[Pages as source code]
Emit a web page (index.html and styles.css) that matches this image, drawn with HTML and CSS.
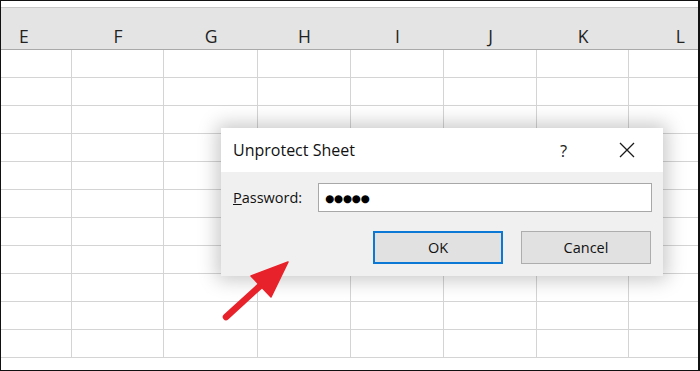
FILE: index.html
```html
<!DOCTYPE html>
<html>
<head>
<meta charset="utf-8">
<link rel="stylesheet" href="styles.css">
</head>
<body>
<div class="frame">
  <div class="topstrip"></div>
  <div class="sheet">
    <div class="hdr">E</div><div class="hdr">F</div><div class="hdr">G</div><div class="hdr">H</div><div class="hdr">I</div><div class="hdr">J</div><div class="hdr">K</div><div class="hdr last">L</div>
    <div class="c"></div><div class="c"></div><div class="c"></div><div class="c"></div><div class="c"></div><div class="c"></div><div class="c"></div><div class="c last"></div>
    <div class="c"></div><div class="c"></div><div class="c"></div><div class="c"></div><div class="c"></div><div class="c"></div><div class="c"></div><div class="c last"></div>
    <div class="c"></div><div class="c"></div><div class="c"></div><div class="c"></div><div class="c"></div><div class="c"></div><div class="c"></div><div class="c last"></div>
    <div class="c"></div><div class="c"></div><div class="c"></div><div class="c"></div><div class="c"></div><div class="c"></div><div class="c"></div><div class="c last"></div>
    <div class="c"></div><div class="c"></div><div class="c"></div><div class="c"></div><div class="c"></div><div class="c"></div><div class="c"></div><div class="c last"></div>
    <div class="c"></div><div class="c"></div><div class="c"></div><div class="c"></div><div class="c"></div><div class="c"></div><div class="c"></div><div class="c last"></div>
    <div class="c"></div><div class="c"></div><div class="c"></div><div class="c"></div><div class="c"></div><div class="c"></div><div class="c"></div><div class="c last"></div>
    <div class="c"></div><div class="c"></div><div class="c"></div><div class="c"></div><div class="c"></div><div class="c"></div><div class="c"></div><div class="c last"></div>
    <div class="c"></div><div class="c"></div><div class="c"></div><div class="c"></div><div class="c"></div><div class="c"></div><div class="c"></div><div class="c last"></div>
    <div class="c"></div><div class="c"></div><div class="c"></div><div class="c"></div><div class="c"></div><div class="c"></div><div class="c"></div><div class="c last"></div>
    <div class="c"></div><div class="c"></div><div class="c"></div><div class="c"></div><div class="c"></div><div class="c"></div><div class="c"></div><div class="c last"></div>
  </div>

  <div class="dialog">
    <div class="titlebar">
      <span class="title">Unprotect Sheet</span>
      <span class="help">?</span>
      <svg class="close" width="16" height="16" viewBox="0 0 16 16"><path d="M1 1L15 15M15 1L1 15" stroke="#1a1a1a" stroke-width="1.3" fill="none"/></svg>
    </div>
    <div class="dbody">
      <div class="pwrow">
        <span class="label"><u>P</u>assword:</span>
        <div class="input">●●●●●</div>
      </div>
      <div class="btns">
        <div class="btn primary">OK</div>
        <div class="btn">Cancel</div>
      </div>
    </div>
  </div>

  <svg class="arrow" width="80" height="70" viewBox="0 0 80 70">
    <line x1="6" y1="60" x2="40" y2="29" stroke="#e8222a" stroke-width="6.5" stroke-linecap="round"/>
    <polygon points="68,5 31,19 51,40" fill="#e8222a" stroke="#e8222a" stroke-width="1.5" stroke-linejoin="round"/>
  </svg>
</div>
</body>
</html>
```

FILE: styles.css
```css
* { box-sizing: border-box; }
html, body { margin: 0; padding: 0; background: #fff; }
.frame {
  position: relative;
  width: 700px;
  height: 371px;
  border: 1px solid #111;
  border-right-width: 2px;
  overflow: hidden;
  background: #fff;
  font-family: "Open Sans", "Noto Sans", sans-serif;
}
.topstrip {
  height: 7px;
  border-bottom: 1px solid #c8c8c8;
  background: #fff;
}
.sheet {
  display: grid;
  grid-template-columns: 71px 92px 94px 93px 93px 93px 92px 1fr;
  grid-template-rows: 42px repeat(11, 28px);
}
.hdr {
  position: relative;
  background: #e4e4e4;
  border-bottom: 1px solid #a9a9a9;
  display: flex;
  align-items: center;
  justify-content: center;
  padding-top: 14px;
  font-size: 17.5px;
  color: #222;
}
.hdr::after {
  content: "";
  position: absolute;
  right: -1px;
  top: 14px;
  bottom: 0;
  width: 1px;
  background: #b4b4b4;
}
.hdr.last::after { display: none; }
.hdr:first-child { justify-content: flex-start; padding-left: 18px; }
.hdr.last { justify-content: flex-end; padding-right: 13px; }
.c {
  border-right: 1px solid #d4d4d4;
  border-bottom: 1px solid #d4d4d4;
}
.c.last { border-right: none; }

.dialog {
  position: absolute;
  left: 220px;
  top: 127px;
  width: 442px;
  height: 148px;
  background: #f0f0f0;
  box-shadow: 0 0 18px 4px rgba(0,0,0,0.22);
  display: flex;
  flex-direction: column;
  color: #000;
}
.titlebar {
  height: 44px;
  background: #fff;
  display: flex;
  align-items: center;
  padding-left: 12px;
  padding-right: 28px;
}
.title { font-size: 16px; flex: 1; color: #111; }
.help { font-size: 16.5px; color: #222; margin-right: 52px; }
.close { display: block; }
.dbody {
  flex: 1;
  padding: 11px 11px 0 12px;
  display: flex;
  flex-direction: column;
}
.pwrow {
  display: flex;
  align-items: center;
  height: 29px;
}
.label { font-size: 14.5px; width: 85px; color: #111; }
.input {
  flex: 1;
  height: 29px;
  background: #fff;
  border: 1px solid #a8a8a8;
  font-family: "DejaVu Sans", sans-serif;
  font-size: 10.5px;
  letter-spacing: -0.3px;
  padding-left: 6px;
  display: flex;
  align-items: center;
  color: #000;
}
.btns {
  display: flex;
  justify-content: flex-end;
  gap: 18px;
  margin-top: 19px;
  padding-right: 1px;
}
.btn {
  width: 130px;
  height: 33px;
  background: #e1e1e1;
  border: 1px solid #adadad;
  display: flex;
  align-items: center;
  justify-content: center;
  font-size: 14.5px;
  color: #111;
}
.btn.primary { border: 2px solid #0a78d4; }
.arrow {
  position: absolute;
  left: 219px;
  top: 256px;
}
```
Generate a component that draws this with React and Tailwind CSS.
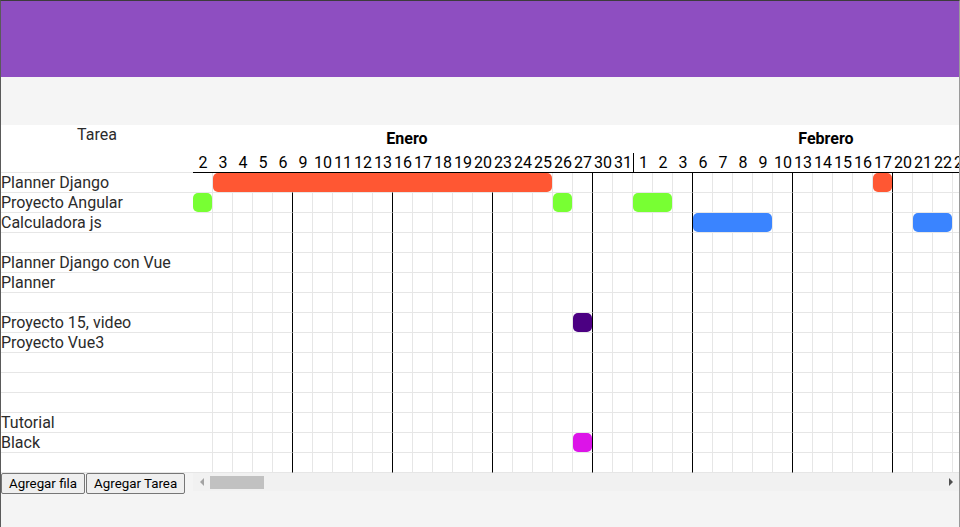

§ **Goal**: Will you set down the records word for word while leaving out every picture?

§ **Finished exercise**:
Emit a web page (index.html and styles.css) that matches this image, drawn with HTML and CSS.
FILE: index.html
```html
<!DOCTYPE html>
<html>
<head>
<meta charset="utf-8">
<link rel="stylesheet" href="styles.css">
</head>
<body>
<div class="frame">
  <div class="topstrip"></div>
  <div class="sheet">
    <div class="hdr">E</div><div class="hdr">F</div><div class="hdr">G</div><div class="hdr">H</div><div class="hdr">I</div><div class="hdr">J</div><div class="hdr">K</div><div class="hdr last">L</div>
    <div class="c"></div><div class="c"></div><div class="c"></div><div class="c"></div><div class="c"></div><div class="c"></div><div class="c"></div><div class="c last"></div>
    <div class="c"></div><div class="c"></div><div class="c"></div><div class="c"></div><div class="c"></div><div class="c"></div><div class="c"></div><div class="c last"></div>
    <div class="c"></div><div class="c"></div><div class="c"></div><div class="c"></div><div class="c"></div><div class="c"></div><div class="c"></div><div class="c last"></div>
    <div class="c"></div><div class="c"></div><div class="c"></div><div class="c"></div><div class="c"></div><div class="c"></div><div class="c"></div><div class="c last"></div>
    <div class="c"></div><div class="c"></div><div class="c"></div><div class="c"></div><div class="c"></div><div class="c"></div><div class="c"></div><div class="c last"></div>
    <div class="c"></div><div class="c"></div><div class="c"></div><div class="c"></div><div class="c"></div><div class="c"></div><div class="c"></div><div class="c last"></div>
    <div class="c"></div><div class="c"></div><div class="c"></div><div class="c"></div><div class="c"></div><div class="c"></div><div class="c"></div><div class="c last"></div>
    <div class="c"></div><div class="c"></div><div class="c"></div><div class="c"></div><div class="c"></div><div class="c"></div><div class="c"></div><div class="c last"></div>
    <div class="c"></div><div class="c"></div><div class="c"></div><div class="c"></div><div class="c"></div><div class="c"></div><div class="c"></div><div class="c last"></div>
    <div class="c"></div><div class="c"></div><div class="c"></div><div class="c"></div><div class="c"></div><div class="c"></div><div class="c"></div><div class="c last"></div>
    <div class="c"></div><div class="c"></div><div class="c"></div><div class="c"></div><div class="c"></div><div class="c"></div><div class="c"></div><div class="c last"></div>
  </div>

  <div class="dialog">
    <div class="titlebar">
      <span class="title">Unprotect Sheet</span>
      <span class="help">?</span>
      <svg class="close" width="16" height="16" viewBox="0 0 16 16"><path d="M1 1L15 15M15 1L1 15" stroke="#1a1a1a" stroke-width="1.3" fill="none"/></svg>
    </div>
    <div class="dbody">
      <div class="pwrow">
        <span class="label"><u>P</u>assword:</span>
        <div class="input">●●●●●</div>
      </div>
      <div class="btns">
        <div class="btn primary">OK</div>
        <div class="btn">Cancel</div>
      </div>
    </div>
  </div>

  <svg class="arrow" width="80" height="70" viewBox="0 0 80 70">
    <line x1="6" y1="60" x2="40" y2="29" stroke="#e8222a" stroke-width="6.5" stroke-linecap="round"/>
    <polygon points="68,5 31,19 51,40" fill="#e8222a" stroke="#e8222a" stroke-width="1.5" stroke-linejoin="round"/>
  </svg>
</div>
</body>
</html>
```

FILE: styles.css
```css
* { box-sizing: border-box; }
html, body { margin: 0; padding: 0; background: #fff; }
.frame {
  position: relative;
  width: 700px;
  height: 371px;
  border: 1px solid #111;
  border-right-width: 2px;
  overflow: hidden;
  background: #fff;
  font-family: "Open Sans", "Noto Sans", sans-serif;
}
.topstrip {
  height: 7px;
  border-bottom: 1px solid #c8c8c8;
  background: #fff;
}
.sheet {
  display: grid;
  grid-template-columns: 71px 92px 94px 93px 93px 93px 92px 1fr;
  grid-template-rows: 42px repeat(11, 28px);
}
.hdr {
  position: relative;
  background: #e4e4e4;
  border-bottom: 1px solid #a9a9a9;
  display: flex;
  align-items: center;
  justify-content: center;
  padding-top: 14px;
  font-size: 17.5px;
  color: #222;
}
.hdr::after {
  content: "";
  position: absolute;
  right: -1px;
  top: 14px;
  bottom: 0;
  width: 1px;
  background: #b4b4b4;
}
.hdr.last::after { display: none; }
.hdr:first-child { justify-content: flex-start; padding-left: 18px; }
.hdr.last { justify-content: flex-end; padding-right: 13px; }
.c {
  border-right: 1px solid #d4d4d4;
  border-bottom: 1px solid #d4d4d4;
}
.c.last { border-right: none; }

.dialog {
  position: absolute;
  left: 220px;
  top: 127px;
  width: 442px;
  height: 148px;
  background: #f0f0f0;
  box-shadow: 0 0 18px 4px rgba(0,0,0,0.22);
  display: flex;
  flex-direction: column;
  color: #000;
}
.titlebar {
  height: 44px;
  background: #fff;
  display: flex;
  align-items: center;
  padding-left: 12px;
  padding-right: 28px;
}
.title { font-size: 16px; flex: 1; color: #111; }
.help { font-size: 16.5px; color: #222; margin-right: 52px; }
.close { display: block; }
.dbody {
  flex: 1;
  padding: 11px 11px 0 12px;
  display: flex;
  flex-direction: column;
}
.pwrow {
  display: flex;
  align-items: center;
  height: 29px;
}
.label { font-size: 14.5px; width: 85px; color: #111; }
.input {
  flex: 1;
  height: 29px;
  background: #fff;
  border: 1px solid #a8a8a8;
  font-family: "DejaVu Sans", sans-serif;
  font-size: 10.5px;
  letter-spacing: -0.3px;
  padding-left: 6px;
  display: flex;
  align-items: center;
  color: #000;
}
.btns {
  display: flex;
  justify-content: flex-end;
  gap: 18px;
  margin-top: 19px;
  padding-right: 1px;
}
.btn {
  width: 130px;
  height: 33px;
  background: #e1e1e1;
  border: 1px solid #adadad;
  display: flex;
  align-items: center;
  justify-content: center;
  font-size: 14.5px;
  color: #111;
}
.btn.primary { border: 2px solid #0a78d4; }
.arrow {
  position: absolute;
  left: 219px;
  top: 256px;
}
```
Generate a component that draws this with React and Tailwind CSS.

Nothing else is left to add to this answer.